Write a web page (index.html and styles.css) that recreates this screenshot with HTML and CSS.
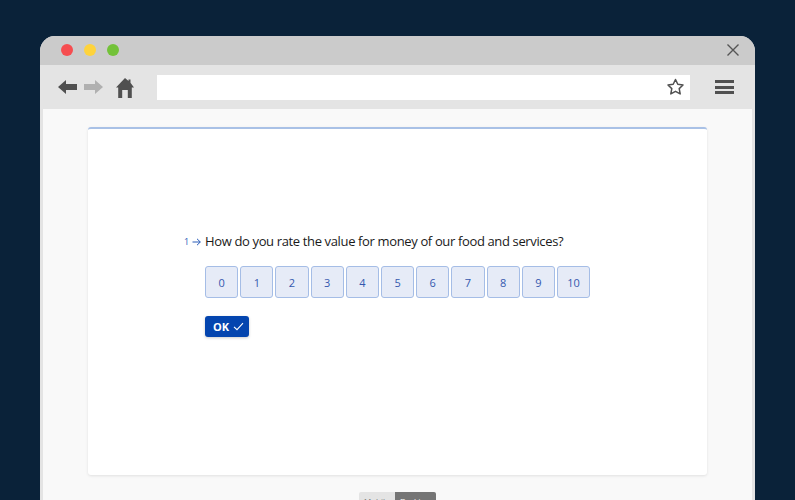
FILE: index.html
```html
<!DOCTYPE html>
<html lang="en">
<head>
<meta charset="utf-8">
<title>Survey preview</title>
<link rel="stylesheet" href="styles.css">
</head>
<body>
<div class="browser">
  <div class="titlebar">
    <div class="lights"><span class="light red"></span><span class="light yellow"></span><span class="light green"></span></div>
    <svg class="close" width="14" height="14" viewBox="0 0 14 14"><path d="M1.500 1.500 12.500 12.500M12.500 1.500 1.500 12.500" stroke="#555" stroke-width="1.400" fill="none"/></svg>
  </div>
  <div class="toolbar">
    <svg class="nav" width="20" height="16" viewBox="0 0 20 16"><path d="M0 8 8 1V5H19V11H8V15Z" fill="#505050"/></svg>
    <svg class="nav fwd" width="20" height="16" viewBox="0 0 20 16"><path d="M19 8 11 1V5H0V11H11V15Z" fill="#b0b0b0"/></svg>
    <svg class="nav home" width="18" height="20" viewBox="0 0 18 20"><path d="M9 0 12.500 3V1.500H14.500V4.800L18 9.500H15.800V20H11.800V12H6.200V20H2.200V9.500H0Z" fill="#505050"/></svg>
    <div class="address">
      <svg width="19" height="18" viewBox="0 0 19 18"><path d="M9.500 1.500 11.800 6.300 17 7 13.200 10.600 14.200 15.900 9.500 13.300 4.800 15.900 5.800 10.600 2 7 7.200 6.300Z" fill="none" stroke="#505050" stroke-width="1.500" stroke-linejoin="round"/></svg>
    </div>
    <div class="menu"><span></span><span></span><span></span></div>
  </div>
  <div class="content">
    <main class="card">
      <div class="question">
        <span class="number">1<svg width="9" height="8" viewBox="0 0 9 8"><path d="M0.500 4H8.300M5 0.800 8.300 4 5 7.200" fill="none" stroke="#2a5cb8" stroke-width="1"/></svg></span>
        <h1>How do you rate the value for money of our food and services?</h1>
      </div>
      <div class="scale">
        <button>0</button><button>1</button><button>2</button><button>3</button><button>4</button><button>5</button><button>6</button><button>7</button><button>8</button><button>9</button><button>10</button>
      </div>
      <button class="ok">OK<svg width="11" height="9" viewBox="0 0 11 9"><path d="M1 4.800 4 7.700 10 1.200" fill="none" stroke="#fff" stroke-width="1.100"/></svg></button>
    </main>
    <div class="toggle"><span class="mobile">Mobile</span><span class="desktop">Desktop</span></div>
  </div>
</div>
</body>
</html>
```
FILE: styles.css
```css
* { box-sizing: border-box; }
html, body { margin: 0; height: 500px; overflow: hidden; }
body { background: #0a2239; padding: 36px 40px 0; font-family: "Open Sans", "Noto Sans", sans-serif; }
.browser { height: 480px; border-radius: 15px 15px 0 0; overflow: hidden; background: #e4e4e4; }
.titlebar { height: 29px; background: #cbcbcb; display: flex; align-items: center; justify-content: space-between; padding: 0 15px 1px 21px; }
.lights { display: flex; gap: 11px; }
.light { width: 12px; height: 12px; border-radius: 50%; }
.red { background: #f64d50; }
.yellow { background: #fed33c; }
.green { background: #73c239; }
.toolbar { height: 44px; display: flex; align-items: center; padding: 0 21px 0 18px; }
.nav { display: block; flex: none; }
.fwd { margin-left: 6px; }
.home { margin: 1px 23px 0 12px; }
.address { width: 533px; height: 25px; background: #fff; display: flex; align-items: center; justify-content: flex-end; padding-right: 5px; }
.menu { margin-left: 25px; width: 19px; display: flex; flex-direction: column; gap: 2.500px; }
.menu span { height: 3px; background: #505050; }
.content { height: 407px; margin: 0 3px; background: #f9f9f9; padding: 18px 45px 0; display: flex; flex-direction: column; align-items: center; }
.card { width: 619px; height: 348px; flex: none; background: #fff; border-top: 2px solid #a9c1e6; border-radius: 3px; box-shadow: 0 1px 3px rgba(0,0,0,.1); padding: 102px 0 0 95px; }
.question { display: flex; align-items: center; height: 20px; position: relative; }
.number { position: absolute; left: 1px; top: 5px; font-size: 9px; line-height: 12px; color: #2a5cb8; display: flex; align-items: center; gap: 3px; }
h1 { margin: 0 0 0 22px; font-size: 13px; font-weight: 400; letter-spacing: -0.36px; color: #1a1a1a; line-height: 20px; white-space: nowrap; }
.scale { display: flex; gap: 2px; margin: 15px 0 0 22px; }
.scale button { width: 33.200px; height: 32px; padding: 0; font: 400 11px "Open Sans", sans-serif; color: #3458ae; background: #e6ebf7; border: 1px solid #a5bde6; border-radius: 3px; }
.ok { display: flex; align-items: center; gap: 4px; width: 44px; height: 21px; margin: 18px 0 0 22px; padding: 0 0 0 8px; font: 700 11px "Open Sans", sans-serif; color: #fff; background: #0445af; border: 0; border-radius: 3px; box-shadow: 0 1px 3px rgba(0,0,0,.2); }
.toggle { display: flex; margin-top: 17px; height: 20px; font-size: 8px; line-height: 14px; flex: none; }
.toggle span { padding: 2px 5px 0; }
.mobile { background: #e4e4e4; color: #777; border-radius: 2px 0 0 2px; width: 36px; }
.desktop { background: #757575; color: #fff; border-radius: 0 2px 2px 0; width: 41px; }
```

══════

Required work: Omit the pictures, then output the rest of the listing exactly.

Task output:
Write a web page (index.html and styles.css) that recreates this screenshot with HTML and CSS.
FILE: index.html
```html
<!DOCTYPE html>
<html lang="en">
<head>
<meta charset="utf-8">
<title>Survey preview</title>
<link rel="stylesheet" href="styles.css">
</head>
<body>
<div class="browser">
  <div class="titlebar">
    <div class="lights"><span class="light red"></span><span class="light yellow"></span><span class="light green"></span></div>
    <svg class="close" width="14" height="14" viewBox="0 0 14 14"><path d="M1.500 1.500 12.500 12.500M12.500 1.500 1.500 12.500" stroke="#555" stroke-width="1.400" fill="none"/></svg>
  </div>
  <div class="toolbar">
    <svg class="nav" width="20" height="16" viewBox="0 0 20 16"><path d="M0 8 8 1V5H19V11H8V15Z" fill="#505050"/></svg>
    <svg class="nav fwd" width="20" height="16" viewBox="0 0 20 16"><path d="M19 8 11 1V5H0V11H11V15Z" fill="#b0b0b0"/></svg>
    <svg class="nav home" width="18" height="20" viewBox="0 0 18 20"><path d="M9 0 12.500 3V1.500H14.500V4.800L18 9.500H15.800V20H11.800V12H6.200V20H2.200V9.500H0Z" fill="#505050"/></svg>
    <div class="address">
      <svg width="19" height="18" viewBox="0 0 19 18"><path d="M9.500 1.500 11.800 6.300 17 7 13.200 10.600 14.200 15.900 9.500 13.300 4.800 15.900 5.800 10.600 2 7 7.200 6.300Z" fill="none" stroke="#505050" stroke-width="1.500" stroke-linejoin="round"/></svg>
    </div>
    <div class="menu"><span></span><span></span><span></span></div>
  </div>
  <div class="content">
    <main class="card">
      <div class="question">
        <span class="number">1<svg width="9" height="8" viewBox="0 0 9 8"><path d="M0.500 4H8.300M5 0.800 8.300 4 5 7.200" fill="none" stroke="#2a5cb8" stroke-width="1"/></svg></span>
        <h1>How do you rate the value for money of our food and services?</h1>
      </div>
      <div class="scale">
        <button>0</button><button>1</button><button>2</button><button>3</button><button>4</button><button>5</button><button>6</button><button>7</button><button>8</button><button>9</button><button>10</button>
      </div>
      <button class="ok">OK<svg width="11" height="9" viewBox="0 0 11 9"><path d="M1 4.800 4 7.700 10 1.200" fill="none" stroke="#fff" stroke-width="1.100"/></svg></button>
    </main>
    <div class="toggle"><span class="mobile">Mobile</span><span class="desktop">Desktop</span></div>
  </div>
</div>
</body>
</html>
```
FILE: styles.css
```css
* { box-sizing: border-box; }
html, body { margin: 0; height: 500px; overflow: hidden; }
body { background: #0a2239; padding: 36px 40px 0; font-family: "Open Sans", "Noto Sans", sans-serif; }
.browser { height: 480px; border-radius: 15px 15px 0 0; overflow: hidden; background: #e4e4e4; }
.titlebar { height: 29px; background: #cbcbcb; display: flex; align-items: center; justify-content: space-between; padding: 0 15px 1px 21px; }
.lights { display: flex; gap: 11px; }
.light { width: 12px; height: 12px; border-radius: 50%; }
.red { background: #f64d50; }
.yellow { background: #fed33c; }
.green { background: #73c239; }
.toolbar { height: 44px; display: flex; align-items: center; padding: 0 21px 0 18px; }
.nav { display: block; flex: none; }
.fwd { margin-left: 6px; }
.home { margin: 1px 23px 0 12px; }
.address { width: 533px; height: 25px; background: #fff; display: flex; align-items: center; justify-content: flex-end; padding-right: 5px; }
.menu { margin-left: 25px; width: 19px; display: flex; flex-direction: column; gap: 2.500px; }
.menu span { height: 3px; background: #505050; }
.content { height: 407px; margin: 0 3px; background: #f9f9f9; padding: 18px 45px 0; display: flex; flex-direction: column; align-items: center; }
.card { width: 619px; height: 348px; flex: none; background: #fff; border-top: 2px solid #a9c1e6; border-radius: 3px; box-shadow: 0 1px 3px rgba(0,0,0,.1); padding: 102px 0 0 95px; }
.question { display: flex; align-items: center; height: 20px; position: relative; }
.number { position: absolute; left: 1px; top: 5px; font-size: 9px; line-height: 12px; color: #2a5cb8; display: flex; align-items: center; gap: 3px; }
h1 { margin: 0 0 0 22px; font-size: 13px; font-weight: 400; letter-spacing: -0.36px; color: #1a1a1a; line-height: 20px; white-space: nowrap; }
.scale { display: flex; gap: 2px; margin: 15px 0 0 22px; }
.scale button { width: 33.200px; height: 32px; padding: 0; font: 400 11px "Open Sans", sans-serif; color: #3458ae; background: #e6ebf7; border: 1px solid #a5bde6; border-radius: 3px; }
.ok { display: flex; align-items: center; gap: 4px; width: 44px; height: 21px; margin: 18px 0 0 22px; padding: 0 0 0 8px; font: 700 11px "Open Sans", sans-serif; color: #fff; background: #0445af; border: 0; border-radius: 3px; box-shadow: 0 1px 3px rgba(0,0,0,.2); }
.toggle { display: flex; margin-top: 17px; height: 20px; font-size: 8px; line-height: 14px; flex: none; }
.toggle span { padding: 2px 5px 0; }
.mobile { background: #e4e4e4; color: #777; border-radius: 2px 0 0 2px; width: 36px; }
.desktop { background: #757575; color: #fff; border-radius: 0 2px 2px 0; width: 41px; }
```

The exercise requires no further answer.